= Exercise objective =
Scan the records and identify every line in which the string "React" occurs, then return those lines.
________
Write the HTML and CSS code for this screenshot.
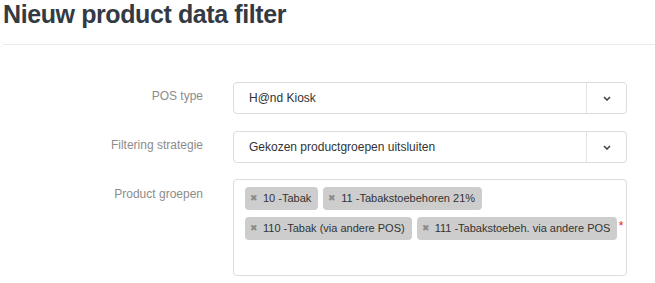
FILE: index.html
```html
<!DOCTYPE html>
<html lang="nl">

<head>
    <meta charset="UTF-8">
    <meta name="viewport" content="width=device-width, initial-scale=1.0">
    <title>Nieuw product data filter</title>
    <link rel="stylesheet" href="styles.css">
</head>

<body>
    <h1 class="page-title">Nieuw product data filter</h1>

    <form class="filter-form">
        <label class="form-label">POS type</label>
        <div class="select-box">
            <span class="select-value">H@nd Kiosk</span>
            <span class="select-toggle">
                <svg width="8" height="5" viewBox="0 0 8 5"><path d="M1 1 L4 4 L7 1" fill="none" stroke="#444" stroke-width="1.6"/></svg>
            </span>
        </div>

        <label class="form-label">Filtering strategie</label>
        <div class="select-box">
            <span class="select-value">Gekozen productgroepen uitsluiten</span>
            <span class="select-toggle">
                <svg width="8" height="5" viewBox="0 0 8 5"><path d="M1 1 L4 4 L7 1" fill="none" stroke="#444" stroke-width="1.6"/></svg>
            </span>
        </div>

        <label class="form-label">Product groepen</label>
        <div class="tag-box">
            <span class="tag"><span class="tag-remove">&#x2716;</span>10 -Tabak</span>
            <span class="tag"><span class="tag-remove">&#x2716;</span>11 -Tabakstoebehoren 21%</span>
            <span class="tag"><span class="tag-remove">&#x2716;</span>110 -Tabak (via andere POS)</span>
            <span class="tag required"><span class="tag-remove">&#x2716;</span>111 -Tabakstoebeh. via andere POS</span>
        </div>
    </form>
</body>

</html>
```
FILE: styles.css
```css
/* General */

body {
    margin: 0;
    font-family: 'Liberation Sans', Arial, sans-serif;
    color: #333;
    background: #ffffff;
}

/* Title */

.page-title {
    margin: 0 0 0 3px;
    padding: 2px 0 17px;
    font-size: 25px;
    line-height: 25px;
    letter-spacing: -0.4px;
    font-weight: bold;
    color: #343a44;
    border-bottom: 1px solid #eaeaea;
}

/* Form grid */

.filter-form {
    display: grid;
    grid-template-columns: 200px 394px;
    column-gap: 30px;
    row-gap: 17px;
    padding: 37px 0 0 3px;
}

.form-label {
    text-align: right;
    font-size: 12px;
    line-height: 17px;
    padding-top: 6px;
    color: #8c8c8c;
}

/* Select */

.select-box {
    display: flex;
    height: 32px;
    box-sizing: border-box;
    border: 1px solid #dcdcdc;
    border-radius: 4px;
}

.select-value {
    flex: 1;
    padding-left: 15px;
    font-size: 12px;
    line-height: 30px;
    color: #333;
}

.select-toggle {
    width: 39px;
    display: flex;
    align-items: center;
    justify-content: center;
    border-left: 1px solid #e3e3e3;
}

/* Tags */

.tag-box {
    display: flex;
    flex-wrap: wrap;
    align-content: flex-start;
    gap: 7px 5px;
    min-height: 97px;
    box-sizing: border-box;
    padding: 7px 6px 7px 11px;
    border: 1px solid #dcdcdc;
    border-radius: 4px;
    margin-top: -1px;
}

.tag {
    position: relative;
    height: 23px;
    line-height: 23px;
    padding: 0 7px 0 5px;
    font-size: 11px;
    color: #333;
    background: #cdcdcd;
    border-radius: 4px;
}

.tag-remove {
    font-size: 9px;
    color: #8a8a8a;
    margin-right: 5px;
    vertical-align: 1px;
}

.tag.required::after {
    content: "*";
    position: absolute;
    right: -6px;
    top: -2px;
    font-size: 12px;
    color: #e0201d;
}
```
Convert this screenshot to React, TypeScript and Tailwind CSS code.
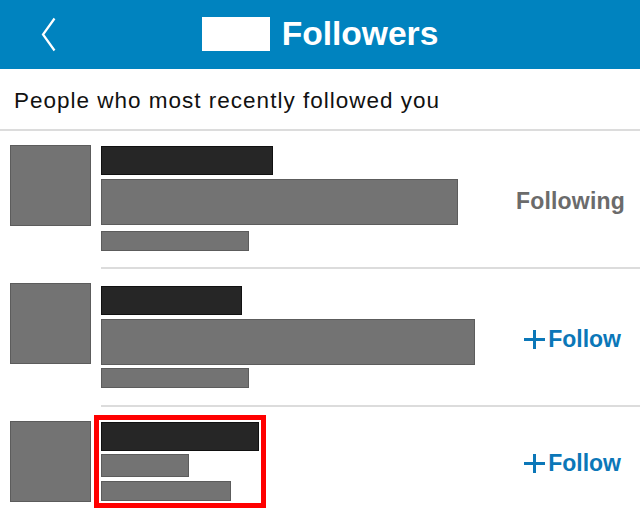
import React from "react";

type Person = {
  nameW: number;
  lines: { w: number; h: number; mt: number }[];
  following?: boolean;
  highlight?: boolean;
  pt: number;
};

const people: Person[] = [
  {
    nameW: 172,
    pt: 15,
    following: true,
    lines: [
      { w: 357, h: 46, mt: 4 },
      { w: 148, h: 20, mt: 6 },
    ],
  },
  {
    nameW: 141,
    pt: 17,
    lines: [
      { w: 374, h: 46, mt: 4 },
      { w: 148, h: 20, mt: 3 },
    ],
  },
  {
    nameW: 158,
    pt: 15,
    highlight: true,
    lines: [
      { w: 88, h: 23, mt: 3 },
      { w: 130, h: 20, mt: 4 },
    ],
  },
];

function Bars({ p }: { p: Person }) {
  const inner = (
    <div className="flex flex-col items-start">
      <div className="h-[29px] bg-[#262626] border border-[#111]" style={{ width: p.nameW }} />
      {p.lines.map((l, i) => (
        <div
          key={i}
          className="bg-[#737373] border border-[#5c5c5c]"
          style={{ width: l.w, height: l.h, marginTop: l.mt }}
        />
      ))}
    </div>
  );
  if (!p.highlight) return inner;
  return <div className="-m-[7px] border-[5px] border-[#ff0000] p-[2px]">{inner}</div>;
}

function Row({ p }: { p: Person }) {
  return (
    <div className="flex h-[138px] pl-[10px]">
      <div className="mt-[14px] h-[81px] w-[81px] shrink-0 bg-[#737373] border border-[#5c5c5c]" />
      <div className="ml-[10px] flex flex-1 flex-col border-b-2 border-[#dcdcdc]" style={{ paddingTop: p.pt }}>
        <div className="flex items-center justify-between">
          <Bars p={p} />
          {p.following ? (
            <div className="mr-[15px] mt-[6px] text-[23px] font-bold tracking-[0.2px] text-[#6b6b6b]">Following</div>
          ) : (
            <div className="mr-[19px] mt-[4px] flex items-center text-[#0b77b8]">
              <svg width="21" height="19" viewBox="0 0 21 19" className="mr-[3px]">
                <rect x="0" y="8" width="21" height="3" fill="currentColor" />
                <rect x="9" y="0" width="3" height="19" fill="currentColor" />
              </svg>
              <span className="text-[23px] font-bold">Follow</span>
            </div>
          )}
        </div>
      </div>
    </div>
  );
}

export default function App() {
  return (
    <div className="h-[518px] w-[640px] overflow-hidden bg-white font-['Liberation_Sans',Arial,sans-serif]">
      <div className="grid h-[69px] grid-cols-[1fr_auto_1fr] items-center bg-[#0083bf]">
        <div className="pl-[41px]">
          <svg width="15" height="35" viewBox="0 0 15 35">
            <path d="M13.5 1.5 L2 17.5 L13.5 33.5" fill="none" stroke="white" strokeWidth="2.2" />
          </svg>
        </div>
        <div className="flex items-center">
          <div className="h-[34px] w-[68px] bg-white" />
          <span className="ml-[12px] text-[33.6px] font-bold text-white">Followers</span>
        </div>
        <div />
      </div>
      <div className="flex h-[62px] items-center border-b-2 border-[#dcdcdc] pl-[14px] pt-[3px] text-[22.5px] tracking-[1px] text-[#111]">
        People who most recently followed you
      </div>
      {people.map((p, i) => (
        <Row key={i} p={p} />
      ))}
    </div>
  );
}
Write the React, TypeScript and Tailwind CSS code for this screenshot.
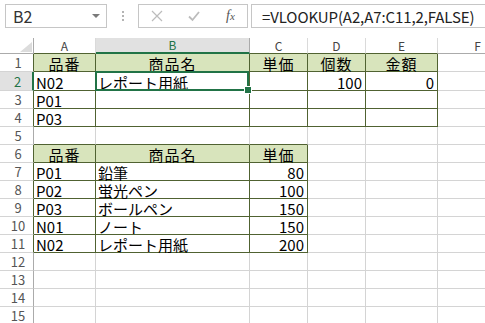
const cols = ["A", "B", "C", "D", "E", "F"];
const rowHeights = [18, 19, 18, 18, 18, 18, 18, 18, 18, 18, 18, 18, 18, 18, 18];

type Cell = { t: string; right?: boolean; center?: boolean };

const data: Record<string, Cell> = {
  "1-0": { t: "品番", center: true },
  "1-1": { t: "商品名", center: true },
  "1-2": { t: "単価", center: true },
  "1-3": { t: "個数", center: true },
  "1-4": { t: "金額", center: true },
  "2-0": { t: "N02" },
  "2-1": { t: "レポート用紙" },
  "2-3": { t: "100", right: true },
  "2-4": { t: "0", right: true },
  "3-0": { t: "P01" },
  "4-0": { t: "P03" },
  "6-0": { t: "品番", center: true },
  "6-1": { t: "商品名", center: true },
  "6-2": { t: "単価", center: true },
  "7-0": { t: "P01" },
  "7-1": { t: "鉛筆" },
  "7-2": { t: "80", right: true },
  "8-0": { t: "P02" },
  "8-1": { t: "蛍光ペン" },
  "8-2": { t: "100", right: true },
  "9-0": { t: "P03" },
  "9-1": { t: "ボールペン" },
  "9-2": { t: "150", right: true },
  "10-0": { t: "N01" },
  "10-1": { t: "ノート" },
  "10-2": { t: "150", right: true },
  "11-0": { t: "N02" },
  "11-1": { t: "レポート用紙" },
  "11-2": { t: "200", right: true },
};

// the two bordered ranges: A1:E4 and A6:C11
function inTable(r: number, c: number) {
  if (r >= 1 && r <= 4 && c >= 0 && c <= 4) return true;
  if (r >= 6 && r <= 11 && c >= 0 && c <= 2) return true;
  return false;
}

function isHead(r: number, c: number) {
  return (r === 1 && c <= 4) || (r === 6 && c <= 2);
}

function FormulaBar() {
  return (
    <div className="h-[38px] flex items-start pt-[4px] pl-[5px]">
      <div className="w-[102px] h-[24px] border border-[#c6c6c6] flex items-center justify-between pl-[7px] pr-[6px]">
        <span className="text-[16px] text-[#333] leading-none">B2</span>
        <svg width="8" height="5" viewBox="0 0 8 5">
          <polygon points="0,0 8,0 4,4" fill="#7a7a7a" />
        </svg>
      </div>
      <div className="w-[31px] h-[24px] flex flex-col items-center justify-center gap-[2px]">
        <div className="w-[2px] h-[2px] bg-[#b4b4b4]" />
        <div className="w-[2px] h-[2px] bg-[#b4b4b4]" />
        <div className="w-[2px] h-[2px] bg-[#b4b4b4]" />
      </div>
      <div className="w-[110px] h-[24px] border border-[#c6c6c6] flex items-center">
        <svg width="12" height="12" viewBox="0 0 12 12" className="ml-[12px]">
          <path d="M1 1 L11 11 M11 1 L1 11" stroke="#bcbcbc" strokeWidth="1.2" />
        </svg>
        <svg width="12" height="12" viewBox="0 0 12 12" className="ml-[25px]">
          <path d="M1 6.5 L4.5 10 L11 2" stroke="#bcbcbc" strokeWidth="1.8" fill="none" />
        </svg>
        <span className="ml-[26px] text-[14px] italic text-[#555] leading-none" style={{ fontFamily: "'Liberation Serif', serif" }}>
          f<span className="text-[11px]">x</span>
        </span>
      </div>
      <div className="ml-[3px] flex-1 h-[24px] border border-r-0 border-[#c6c6c6] flex items-center pl-[10px]">
        <span className="text-[15px] text-[#222] leading-none tracking-[-0.1px]">=VLOOKUP(A2,A7:C11,2,FALSE)</span>
      </div>
    </div>
  );
}

function App() {
  return (
    <div
      className="w-[485px] h-[323px] bg-white overflow-hidden"
      style={{ fontFamily: "'Noto Sans CJK JP', 'Liberation Sans', sans-serif" }}
    >
      <FormulaBar />
      <div className="grid grid-cols-[34px_62px_154px_58px_58px_72px_80px]">
        {/* corner + column headers */}
        <div className="h-[16px] border-r border-b border-r-[#ababab] border-b-[#ababab] flex items-end justify-end pr-[1px] pb-[1px]">
          <svg width="12" height="10" viewBox="0 0 12 10">
            <polygon points="12,0 12,10 0,10" fill="#dcdcdc" />
          </svg>
        </div>
        {cols.map((c, i) =>
          c === "B" ? (
            <div
              key={c}
              className="h-[16px] bg-[#e1e1e1] border-r border-r-[#ababab] border-b-2 border-b-[#217346] flex items-center justify-center text-[12px] text-[#217346] leading-none"
            >
              {c}
            </div>
          ) : (
            <div
              key={c}
              className={
                "h-[16px] border-r border-b border-r-[#dadada] flex items-center justify-center text-[12px] text-[#444] leading-none " +
                (inTable(1, i) ? "border-b-[#506231]" : "border-b-[#ababab]")
              }
            >
              {c}
            </div>
          )
        )}
        {rowHeights.map((h, ri) => {
          const r = ri + 1;
          return [
            r === 2 ? (
              <div
                key={"h" + r}
                style={{ height: h }}
                className="bg-[#e1e1e1] border-r-2 border-r-[#217346] border-b border-b-[#d4d4d4] flex items-center justify-center pl-[3px] text-[13px] text-[#217346] leading-none"
              >
                {r}
              </div>
            ) : (
              <div
                key={"h" + r}
                style={{ height: h }}
                className={
                  "border-r border-b border-b-[#d4d4d4] flex items-center justify-center pl-[3px] text-[13px] text-[#555] leading-none overflow-hidden " +
                  (inTable(r, 0) ? "border-r-[#506231]" : "border-r-[#ababab]")
                }
              >
                {r}
              </div>
            ),
            ...cols.map((_, c) => {
              const cell = data[r + "-" + c];
              const darkR = inTable(r, c) || inTable(r, c + 1);
              const darkB = inTable(r, c) || inTable(r + 1, c);
              const sel = r === 2 && c === 1;
              return (
                <div
                  key={r + "-" + c}
                  style={{ height: h }}
                  className={
                    "relative border-r border-b flex items-center text-[15px] text-black leading-[15px] pt-[2px] whitespace-nowrap " +
                    (darkR ? "border-r-[#506231] " : "border-r-[#d4d4d4] ") +
                    (darkB ? "border-b-[#506231] " : "border-b-[#d4d4d4] ") +
                    (isHead(r, c) ? "bg-[#d8e4bc] " : "") +
                    (cell && cell.center ? "justify-center tracking-[1px] " : cell && cell.right ? "justify-end pr-[3px] " : "pl-[2px] ")
                  }
                >
                  {cell && <span className="block h-[15px]">{cell.t}</span>}
                  {sel && (
                    <div className="absolute -left-px -top-px right-0 -bottom-px border-2 border-[#217346] z-10">
                      <div className="absolute -right-[4px] -bottom-[4px] w-[6px] h-[6px] bg-[#217346] outline outline-1 outline-white" />
                    </div>
                  )}
                </div>
              );
            }),
          ];
        })}
      </div>
    </div>
  );
}

export default App;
________
= Exercise answer =
Convert this screenshot to React, TypeScript and Tailwind CSS code.
import React from "react";
Write the React, TypeScript and Tailwind CSS code for this screenshot.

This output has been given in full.